▶ **TASK TO CARRY OUT**: Locate all lines with the word "components" and copy them out.

▶ **SUPPLIED MATERIAL**:
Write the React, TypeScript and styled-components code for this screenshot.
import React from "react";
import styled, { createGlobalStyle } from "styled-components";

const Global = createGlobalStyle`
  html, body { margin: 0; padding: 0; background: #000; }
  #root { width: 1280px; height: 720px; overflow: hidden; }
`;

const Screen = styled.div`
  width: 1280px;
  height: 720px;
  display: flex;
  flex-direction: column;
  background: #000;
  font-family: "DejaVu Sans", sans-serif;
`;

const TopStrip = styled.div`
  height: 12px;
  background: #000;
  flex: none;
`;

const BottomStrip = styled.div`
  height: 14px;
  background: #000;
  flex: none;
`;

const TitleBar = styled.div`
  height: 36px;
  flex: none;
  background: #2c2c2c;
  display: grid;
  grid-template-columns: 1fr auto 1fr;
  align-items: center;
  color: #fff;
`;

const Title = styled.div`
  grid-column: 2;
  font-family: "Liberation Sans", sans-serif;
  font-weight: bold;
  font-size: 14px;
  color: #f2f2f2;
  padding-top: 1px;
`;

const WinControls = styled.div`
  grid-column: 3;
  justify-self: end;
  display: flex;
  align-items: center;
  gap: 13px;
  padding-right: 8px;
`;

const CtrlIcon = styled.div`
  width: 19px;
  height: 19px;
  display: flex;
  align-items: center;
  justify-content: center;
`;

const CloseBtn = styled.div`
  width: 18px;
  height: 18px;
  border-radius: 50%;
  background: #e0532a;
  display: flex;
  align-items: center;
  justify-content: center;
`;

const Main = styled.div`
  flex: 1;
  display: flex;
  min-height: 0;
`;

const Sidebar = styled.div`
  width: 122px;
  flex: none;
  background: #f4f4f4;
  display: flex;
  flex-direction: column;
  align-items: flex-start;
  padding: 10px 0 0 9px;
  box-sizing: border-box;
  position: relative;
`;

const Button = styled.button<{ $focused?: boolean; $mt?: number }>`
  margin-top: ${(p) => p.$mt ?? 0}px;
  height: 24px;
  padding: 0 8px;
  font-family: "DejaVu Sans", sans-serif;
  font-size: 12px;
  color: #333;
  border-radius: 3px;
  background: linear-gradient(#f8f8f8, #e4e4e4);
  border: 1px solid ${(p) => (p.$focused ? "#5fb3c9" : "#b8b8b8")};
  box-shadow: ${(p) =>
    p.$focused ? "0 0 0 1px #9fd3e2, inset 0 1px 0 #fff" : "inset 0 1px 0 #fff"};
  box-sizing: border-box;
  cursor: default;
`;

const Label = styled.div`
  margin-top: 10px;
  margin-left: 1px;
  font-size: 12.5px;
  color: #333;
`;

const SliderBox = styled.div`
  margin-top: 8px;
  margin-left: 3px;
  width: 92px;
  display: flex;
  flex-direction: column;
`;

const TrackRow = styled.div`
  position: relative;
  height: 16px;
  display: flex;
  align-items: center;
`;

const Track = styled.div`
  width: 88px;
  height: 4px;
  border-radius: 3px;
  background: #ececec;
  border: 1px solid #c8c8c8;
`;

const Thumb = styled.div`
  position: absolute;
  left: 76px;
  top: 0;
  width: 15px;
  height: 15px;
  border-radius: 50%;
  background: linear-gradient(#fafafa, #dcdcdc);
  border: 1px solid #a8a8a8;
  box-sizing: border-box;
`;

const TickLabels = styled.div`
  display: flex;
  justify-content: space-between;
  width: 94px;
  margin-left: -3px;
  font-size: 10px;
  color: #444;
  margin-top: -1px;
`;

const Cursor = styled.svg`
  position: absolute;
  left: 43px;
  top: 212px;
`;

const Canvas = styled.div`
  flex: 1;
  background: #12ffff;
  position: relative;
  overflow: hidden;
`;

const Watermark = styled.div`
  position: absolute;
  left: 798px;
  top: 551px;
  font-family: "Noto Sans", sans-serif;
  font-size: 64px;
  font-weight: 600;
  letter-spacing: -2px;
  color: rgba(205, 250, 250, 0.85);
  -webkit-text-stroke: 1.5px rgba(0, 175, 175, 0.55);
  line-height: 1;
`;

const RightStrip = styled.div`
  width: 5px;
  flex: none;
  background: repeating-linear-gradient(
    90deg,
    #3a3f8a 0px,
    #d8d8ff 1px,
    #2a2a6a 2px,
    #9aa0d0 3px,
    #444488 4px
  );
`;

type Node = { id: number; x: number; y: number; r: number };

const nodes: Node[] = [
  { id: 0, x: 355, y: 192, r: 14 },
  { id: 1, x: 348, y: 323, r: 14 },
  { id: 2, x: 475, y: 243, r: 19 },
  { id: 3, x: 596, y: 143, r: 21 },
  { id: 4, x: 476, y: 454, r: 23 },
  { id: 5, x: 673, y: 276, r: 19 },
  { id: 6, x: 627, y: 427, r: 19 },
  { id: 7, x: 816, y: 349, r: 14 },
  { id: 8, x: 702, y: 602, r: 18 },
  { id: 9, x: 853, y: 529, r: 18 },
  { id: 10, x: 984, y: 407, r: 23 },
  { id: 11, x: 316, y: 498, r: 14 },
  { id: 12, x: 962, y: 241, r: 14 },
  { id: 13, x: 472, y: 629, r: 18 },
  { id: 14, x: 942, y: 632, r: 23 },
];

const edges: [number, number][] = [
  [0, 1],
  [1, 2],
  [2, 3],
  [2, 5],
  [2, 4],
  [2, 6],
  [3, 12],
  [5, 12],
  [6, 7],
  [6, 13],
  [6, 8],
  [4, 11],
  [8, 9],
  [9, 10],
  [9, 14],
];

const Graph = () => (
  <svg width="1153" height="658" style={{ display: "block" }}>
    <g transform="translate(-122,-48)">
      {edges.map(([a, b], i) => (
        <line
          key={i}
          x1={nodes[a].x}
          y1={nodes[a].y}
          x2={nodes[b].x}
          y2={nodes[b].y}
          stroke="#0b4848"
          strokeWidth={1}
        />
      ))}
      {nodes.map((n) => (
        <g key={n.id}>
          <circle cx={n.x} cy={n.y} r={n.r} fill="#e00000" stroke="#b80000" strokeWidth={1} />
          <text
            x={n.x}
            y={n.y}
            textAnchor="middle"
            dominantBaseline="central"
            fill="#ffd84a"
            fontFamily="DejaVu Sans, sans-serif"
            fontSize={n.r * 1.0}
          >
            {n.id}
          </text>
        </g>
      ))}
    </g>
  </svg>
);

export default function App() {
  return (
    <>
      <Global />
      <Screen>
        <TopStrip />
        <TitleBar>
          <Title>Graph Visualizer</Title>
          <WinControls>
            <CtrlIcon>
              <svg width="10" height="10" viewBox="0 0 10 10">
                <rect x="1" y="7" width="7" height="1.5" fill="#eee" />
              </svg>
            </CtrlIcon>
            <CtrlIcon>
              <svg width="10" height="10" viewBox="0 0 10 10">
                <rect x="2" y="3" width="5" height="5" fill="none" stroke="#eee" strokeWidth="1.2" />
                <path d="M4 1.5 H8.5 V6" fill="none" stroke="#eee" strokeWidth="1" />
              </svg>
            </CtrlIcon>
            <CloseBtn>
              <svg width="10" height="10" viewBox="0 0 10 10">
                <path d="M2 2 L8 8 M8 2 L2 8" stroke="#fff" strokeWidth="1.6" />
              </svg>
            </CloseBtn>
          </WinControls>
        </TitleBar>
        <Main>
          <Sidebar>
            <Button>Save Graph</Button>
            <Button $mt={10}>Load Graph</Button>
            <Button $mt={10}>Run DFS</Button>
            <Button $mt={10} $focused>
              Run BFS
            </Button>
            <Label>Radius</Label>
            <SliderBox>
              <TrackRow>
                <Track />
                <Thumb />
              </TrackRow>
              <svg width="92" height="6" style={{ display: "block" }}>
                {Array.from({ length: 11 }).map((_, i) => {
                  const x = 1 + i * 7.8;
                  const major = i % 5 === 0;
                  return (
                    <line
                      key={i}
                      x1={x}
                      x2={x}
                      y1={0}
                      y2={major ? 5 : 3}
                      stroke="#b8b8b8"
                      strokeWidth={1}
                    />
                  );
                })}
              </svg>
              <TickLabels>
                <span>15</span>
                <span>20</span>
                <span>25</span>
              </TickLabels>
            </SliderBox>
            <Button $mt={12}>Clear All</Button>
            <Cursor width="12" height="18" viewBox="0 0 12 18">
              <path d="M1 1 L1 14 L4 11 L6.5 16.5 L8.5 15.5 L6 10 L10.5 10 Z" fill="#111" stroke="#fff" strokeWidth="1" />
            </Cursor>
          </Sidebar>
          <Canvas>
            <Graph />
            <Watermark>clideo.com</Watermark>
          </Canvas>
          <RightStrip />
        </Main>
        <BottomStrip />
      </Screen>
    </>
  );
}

▶ **RESPONSE FOR THIS EXERCISE**:
Write the React, TypeScript and styled-components code for this screenshot.
import styled, { createGlobalStyle } from "styled-components";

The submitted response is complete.